On Friday, Feb. 21, internationally-recognized conservation photographer Chris Linder will visit St. Olaf for the opening of an exhibition of his photography called “River Doctors: Taking the Pulse of the World’s Largest Rivers” in the Flaten Art Museum. Linder will give an artist’s talk in Dittmann Center 305 at 4 p.m., which will be followed by an opening reception from 5-6:30 p.m.
The photographs in “River Doctors” chronicle the effects of deforestation, land use and climate change on four major watersheds around the world – the Fraser, Kolyma, Amazon and Congo river basins – and scientists’ efforts to study these effects.
The title comes from a metaphor Linder uses to explain the importance of watersheds to the environment: Just as doctors determine the health of a person from samples of their blood, earth scientists learn about the health of the land from samples of river water.
Linder, who began his career as an oceanographer, now uses photography “to educate and inspire people about science and conservation,” according to his website.
“I would go out to sea on these expeditions participating as part of the science team,” Linder said, “and I’d see all of these great stories happening all around me, and I’d think, ‘Nobody really knows about this.'”
Now, Linder works similarly to an embedded photojournalist, living and working with teams of scientists in the field for an average of 100 days per year.
It was on one of these expeditions that Linder met John Schade, an Associate Professor of Biology and Environmental Studies at St. Olaf and a principal investigator with the Polaris Project, a collaborative climate change research organization in the Siberian arctic. Schade set the ball in motion for “River Doctors” when he approached Visiting Assistant Professor Jill Ewald, former director of the Flaten Art Musuem, with the idea of exhibiting Linder’s photography. He thought “River Doctors” would be appropriate for the St. Olaf community in part because of its interdisciplinary nature.
“John knows that the kind of work Chris is doing ties art and science together in this way that works really well on a liberal arts campus, where we’re trying to break down barriers between disciplines and do more collaborative, interdisciplinary work,” said Jane Becker Nelson ’04, who is in her first year as director of the Flaten Art Museum.
Final preparations for the show came together over Interim, when Becker Nelson worked with Annelise Brandel-Tanis ’14 on an independent study in curatorial practice. Brandel-Tanis, a studio art major concentrating in environmental studies, helped organize and prepare the show.

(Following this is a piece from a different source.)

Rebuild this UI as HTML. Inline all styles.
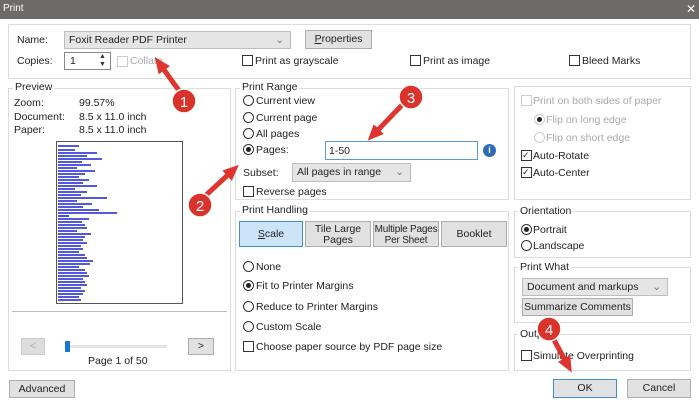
<!DOCTYPE html><html><head><style>
*{box-sizing:border-box;margin:0;padding:0}
body{width:699px;height:406px;background:#fff;font-family:"Liberation Sans",sans-serif;font-size:10.5px;color:#222;position:relative;overflow:hidden}
.a{position:absolute;white-space:nowrap}
.g{position:absolute;border:1px solid #dcdcdc}
.gl{position:absolute;background:#fff;padding:0 2px;font-size:10.5px}
.btn{position:absolute;background:#e1e1e1;border:1px solid #adadad;text-align:center;font-size:10.5px;white-space:nowrap}
.cb{position:absolute;width:11px;height:11px;border:1px solid #333;background:#fff}
.rb{position:absolute;width:11px;height:11px;border:1px solid #333;border-radius:50%;background:#fff}
.rb.on::after{content:"";position:absolute;left:2px;top:2px;width:5px;height:5px;border-radius:50%;background:#222}
.dis{color:#aaa}
.combo{position:absolute;background:#e5e5e5;border:1px solid #bdbdbd;padding-left:4px}
</style></head><body>
<div class="a" style="left:0;top:0;width:699px;height:19px;background:#6d6a69"></div>
<div class="a" style="left:3px;top:3px;color:#fff;font-size:10px">Print</div>
<div class="a" style="left:686px;top:2px;color:#fff;font-size:12px">✕</div>

<div class="g" style="left:8px;top:24px;width:683px;height:55px"></div>
<div class="a" style="left:17px;top:34px">Name:</div>
<div class="combo" style="left:64px;top:31px;width:227px;height:18px;line-height:16px">Foxit Reader PDF Printer<span style="position:absolute;right:6px;color:#777">⌄</span></div>
<div class="btn" style="left:305px;top:30px;width:67px;height:19px;line-height:17px"><u>P</u>roperties</div>
<div class="a" style="left:17px;top:55px">Copies:</div>
<div class="a" style="left:64px;top:52px;width:47px;height:18px;border:1px solid #888;background:#fff;padding:2px 5px">1</div>
<div class="a" style="left:99px;top:53px;font-size:7px;line-height:8px;color:#333">▲<br>▼</div>
<div class="cb" style="left:117px;top:56px;border-color:#ccc"></div>
<div class="a dis" style="left:130px;top:55px">Collate</div>
<div class="cb" style="left:242px;top:55px"></div><div class="a" style="left:255px;top:55px">Print as grayscale</div>
<div class="cb" style="left:410px;top:55px"></div><div class="a" style="left:423px;top:55px">Print as image</div>
<div class="cb" style="left:569px;top:55px"></div><div class="a" style="left:582px;top:55px">Bleed Marks</div>

<div class="g" style="left:8px;top:88px;width:223px;height:283px"></div><div class="gl" style="left:13px;top:81px">Preview</div>
<div class="a" style="left:14px;top:97px">Zoom:</div><div class="a" style="left:79px;top:97px">99.57%</div>
<div class="a" style="left:14px;top:111px">Document:</div><div class="a" style="left:79px;top:111px">8.5 x 11.0 inch</div>
<div class="a" style="left:14px;top:124px">Paper:</div><div class="a" style="left:79px;top:124px">8.5 x 11.0 inch</div>
<div class="a" style="left:56px;top:141px;width:127px;height:163px;border:1px solid #555;background:#fff"></div>
<svg class="a" style="left:57px;top:144px" width="60" height="158"><g stroke="#1a22d0" stroke-width="1.6">
<line x1="1" y1="2" x2="22" y2="2"/><line x1="1" y1="6" x2="18" y2="6"/><line x1="1" y1="9" x2="40" y2="9"/><line x1="1" y1="12" x2="30" y2="12"/><line x1="1" y1="15" x2="45" y2="15"/><line x1="1" y1="18" x2="25" y2="18"/><line x1="1" y1="21" x2="34" y2="21"/><line x1="1" y1="24" x2="20" y2="24"/><line x1="1" y1="27" x2="38" y2="27"/><line x1="1" y1="30" x2="28" y2="30"/><line x1="1" y1="33" x2="22" y2="33"/><line x1="1" y1="36" x2="32" y2="36"/><line x1="1" y1="39" x2="26" y2="39"/><line x1="1" y1="42" x2="40" y2="42"/><line x1="1" y1="45" x2="18" y2="45"/><line x1="1" y1="48" x2="30" y2="48"/><line x1="1" y1="51" x2="24" y2="51"/><line x1="1" y1="54" x2="50" y2="54"/><line x1="1" y1="57" x2="20" y2="57"/><line x1="1" y1="60" x2="35" y2="60"/><line x1="1" y1="63" x2="26" y2="63"/><line x1="1" y1="66" x2="42" y2="66"/><line x1="1" y1="69" x2="60" y2="69"/><line x1="1" y1="72" x2="12" y2="72"/><line x1="1" y1="75" x2="32" y2="75"/><line x1="1" y1="78" x2="25" y2="78"/><line x1="1" y1="81" x2="28" y2="81"/><line x1="1" y1="84" x2="30" y2="84"/><line x1="1" y1="87" x2="20" y2="87"/><line x1="1" y1="90" x2="34" y2="90"/><line x1="1" y1="93" x2="28" y2="93"/><line x1="1" y1="96" x2="26" y2="96"/><line x1="1" y1="99" x2="30" y2="99"/><line x1="1" y1="102" x2="24" y2="102"/><line x1="1" y1="105" x2="26" y2="105"/><line x1="1" y1="108" x2="22" y2="108"/><line x1="1" y1="111" x2="28" y2="111"/><line x1="1" y1="114" x2="30" y2="114"/><line x1="1" y1="117" x2="36" y2="117"/><line x1="1" y1="120" x2="33" y2="120"/><line x1="1" y1="123" x2="22" y2="123"/><line x1="1" y1="126" x2="28" y2="126"/><line x1="1" y1="129" x2="30" y2="129"/><line x1="1" y1="132" x2="32" y2="132"/><line x1="1" y1="135" x2="26" y2="135"/><line x1="1" y1="138" x2="28" y2="138"/><line x1="1" y1="141" x2="30" y2="141"/><line x1="1" y1="144" x2="24" y2="144"/><line x1="1" y1="147" x2="28" y2="147"/><line x1="1" y1="150" x2="26" y2="150"/><line x1="1" y1="153" x2="22" y2="153"/><line x1="1" y1="156" x2="24" y2="156"/></g></svg>
<div class="a" style="left:12px;top:311px;width:215px;height:1px;background:#bbb"></div>
<div class="btn" style="left:21px;top:338px;width:24px;height:17px;color:#aaa;line-height:15px;background:#ddd;border-color:#ccc">&lt;</div>
<div class="btn" style="left:188px;top:338px;width:26px;height:17px;line-height:15px">&gt;</div>
<div class="a" style="left:65px;top:345px;width:102px;height:3px;background:#e4e4e4"></div>
<div class="a" style="left:65px;top:341px;width:5px;height:11px;background:#1a74d0"></div>
<div class="a" style="left:88px;top:355px">Page 1 of 50</div>
<div class="btn" style="left:9px;top:380px;width:66px;height:18px;line-height:16px">Advanced</div>

<div class="g" style="left:235px;top:88px;width:274px;height:112px"></div><div class="gl" style="left:240px;top:81px">Print Range</div>
<div class="rb" style="left:243px;top:95px"></div><div class="a" style="left:256px;top:95px">Current view</div>
<div class="rb" style="left:243px;top:112px"></div><div class="a" style="left:256px;top:112px">Current page</div>
<div class="rb" style="left:243px;top:128px"></div><div class="a" style="left:256px;top:128px">All pages</div>
<div class="rb on" style="left:243px;top:144px"></div><div class="a" style="left:256px;top:144px">Pages:</div>
<div class="a" style="left:325px;top:141px;width:153px;height:19px;border:1px solid #5a9bd5;background:#fff;padding:3px 3px">1-50</div>
<div class="a" style="left:483px;top:144px;width:13px;height:13px;border-radius:50%;background:#2e6db4;color:#fff;font-size:9px;font-weight:bold;text-align:center;line-height:13px">i</div>
<div class="a" style="left:243px;top:167px">Subset:</div>
<div class="combo" style="left:292px;top:163px;width:119px;height:19px;line-height:17px">All pages in range<span style="position:absolute;right:6px;color:#777">⌄</span></div>
<div class="cb" style="left:243px;top:186px"></div><div class="a" style="left:256px;top:186px">Reverse pages</div>

<div class="g" style="left:235px;top:211px;width:274px;height:160px"></div><div class="gl" style="left:240px;top:204px">Print Handling</div>
<div class="btn" style="left:239px;top:221px;width:64px;height:26px;line-height:24px;background:#cce4f7;border-color:#3f8fd0"><u>S</u>cale</div>
<div class="btn" style="left:305px;top:221px;width:66px;height:26px;line-height:11px;padding-top:2px">Tile Large<br>Pages</div>
<div class="btn" style="left:373px;top:221px;width:66px;height:26px;line-height:11px;padding-top:2px;font-size:10px;letter-spacing:-0.2px">Multiple Pages<br>Per Sheet</div>
<div class="btn" style="left:441px;top:221px;width:66px;height:26px;line-height:24px">Booklet</div>
<div class="rb" style="left:243px;top:261px"></div><div class="a" style="left:256px;top:261px">None</div>
<div class="rb on" style="left:243px;top:280px"></div><div class="a" style="left:256px;top:280px">Fit to Printer Margins</div>
<div class="rb" style="left:243px;top:301px"></div><div class="a" style="left:256px;top:301px">Reduce to Printer Margins</div>
<div class="rb" style="left:243px;top:321px"></div><div class="a" style="left:256px;top:321px">Custom Scale</div>
<div class="cb" style="left:243px;top:341px"></div><div class="a" style="left:256px;top:341px">Choose paper source by PDF page size</div>

<div class="g" style="left:514px;top:86px;width:177px;height:114px"></div>
<div class="cb" style="left:521px;top:95px;border-color:#ccc"></div><div class="a dis" style="left:533px;top:95px">Print on both sides of paper</div>
<div class="rb on" style="left:534px;top:114px;border-color:#ccc"></div><div class="a dis" style="left:546px;top:114px">Flip on long edge</div>
<div class="rb" style="left:534px;top:132px;border-color:#ccc"></div><div class="a dis" style="left:546px;top:132px">Flip on short edge</div>
<div class="cb" style="left:521px;top:150px;font-size:9px;line-height:9px">✓</div><div class="a" style="left:533px;top:150px">Auto-Rotate</div>
<div class="cb" style="left:521px;top:167px;font-size:9px;line-height:9px">✓</div><div class="a" style="left:533px;top:167px">Auto-Center</div>

<div class="g" style="left:514px;top:211px;width:177px;height:47px"></div><div class="gl" style="left:518px;top:205px">Orientation</div>
<div class="rb on" style="left:521px;top:224px"></div><div class="a" style="left:533px;top:224px">Portrait</div>
<div class="rb" style="left:521px;top:240px"></div><div class="a" style="left:533px;top:240px">Landscape</div>

<div class="g" style="left:514px;top:267px;width:177px;height:56px"></div><div class="gl" style="left:518px;top:261px">Print What</div>
<div class="combo" style="left:522px;top:278px;width:146px;height:18px;line-height:16px">Document and markups<span style="position:absolute;right:6px;color:#777">⌄</span></div>
<div class="btn" style="left:522px;top:298px;width:111px;height:18px;line-height:16px">Summarize Comments</div>

<div class="g" style="left:514px;top:334px;width:177px;height:37px"></div><div class="gl" style="left:518px;top:328px">Output</div>
<div class="cb" style="left:521px;top:350px"></div><div class="a" style="left:533px;top:350px">Simulate Overprinting</div>

<div class="btn" style="left:553px;top:379px;width:64px;height:19px;line-height:17px;border:1px solid #3f8fd0">OK</div>
<div class="btn" style="left:627px;top:379px;width:64px;height:19px;line-height:17px">Cancel</div>

<svg class="a" style="left:0;top:0" width="699" height="406"><defs><marker id="m" markerWidth="16" markerHeight="14" refX="4" refY="7" orient="auto" markerUnits="userSpaceOnUse"><path d="M0,0 L16,7 L0,14 z" fill="#e0342e"/></marker></defs>
<g stroke="#e0342e" stroke-width="5" fill="none" stroke-linecap="round" marker-end="url(#m)">
<line x1="180" y1="92" x2="162" y2="67"/>
<line x1="205" y1="196" x2="230" y2="173"/>
<line x1="403" y1="104" x2="376" y2="132"/>
<line x1="553" y1="338" x2="566" y2="362"/>
</g>
<g fill="#d9332b" stroke="#fff" stroke-width="1.5"><circle cx="184" cy="101" r="12"/><circle cx="200" cy="205" r="12"/><circle cx="411" cy="97" r="12"/><circle cx="549" cy="329" r="12"/></g>
<g fill="#fff" font-family="Liberation Sans" font-size="15" text-anchor="middle"><text x="184" y="107">1</text><text x="200" y="211">2</text><text x="411" y="103">3</text><text x="549" y="335">4</text></g></svg>
</body></html>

“The fact that I was also interested in the ideas of conservation photography and documentary art and environmental issues was completely coincidental,” Brandel-Tanis said, “so that was really exciting.”
Part of Brandel-Tanis’s work was to refine placards providing scientific background information for the photographs.
“The show is very didactic,” Becker Nelson said. “It’s meant to be a teaching show. It’s meant to be a totally concise experience, where a visitor could walk in not knowing anything, potentially, about rivers or river health or watersheds, but by following the chronology of the show clockwise, you would get this introduction to the subject.”
The show ends with a final panel calling museum visitors to action.
“Basically it turns the educational piece around and says, ‘If this is something you’re interested in, you can participate and help be a part of it just by collecting a small sample of river water and sending it in,'” Becker Nelson said. This facet, along with the extensive information and captivating photographs in the exhibit, fulfills Linder’s goal of both educating and inspiring.
“When I’m looking through the camera, my objectives are to try to figure out what essence of the project will engage people, broadly,” Linder said. “I want to bring people in.”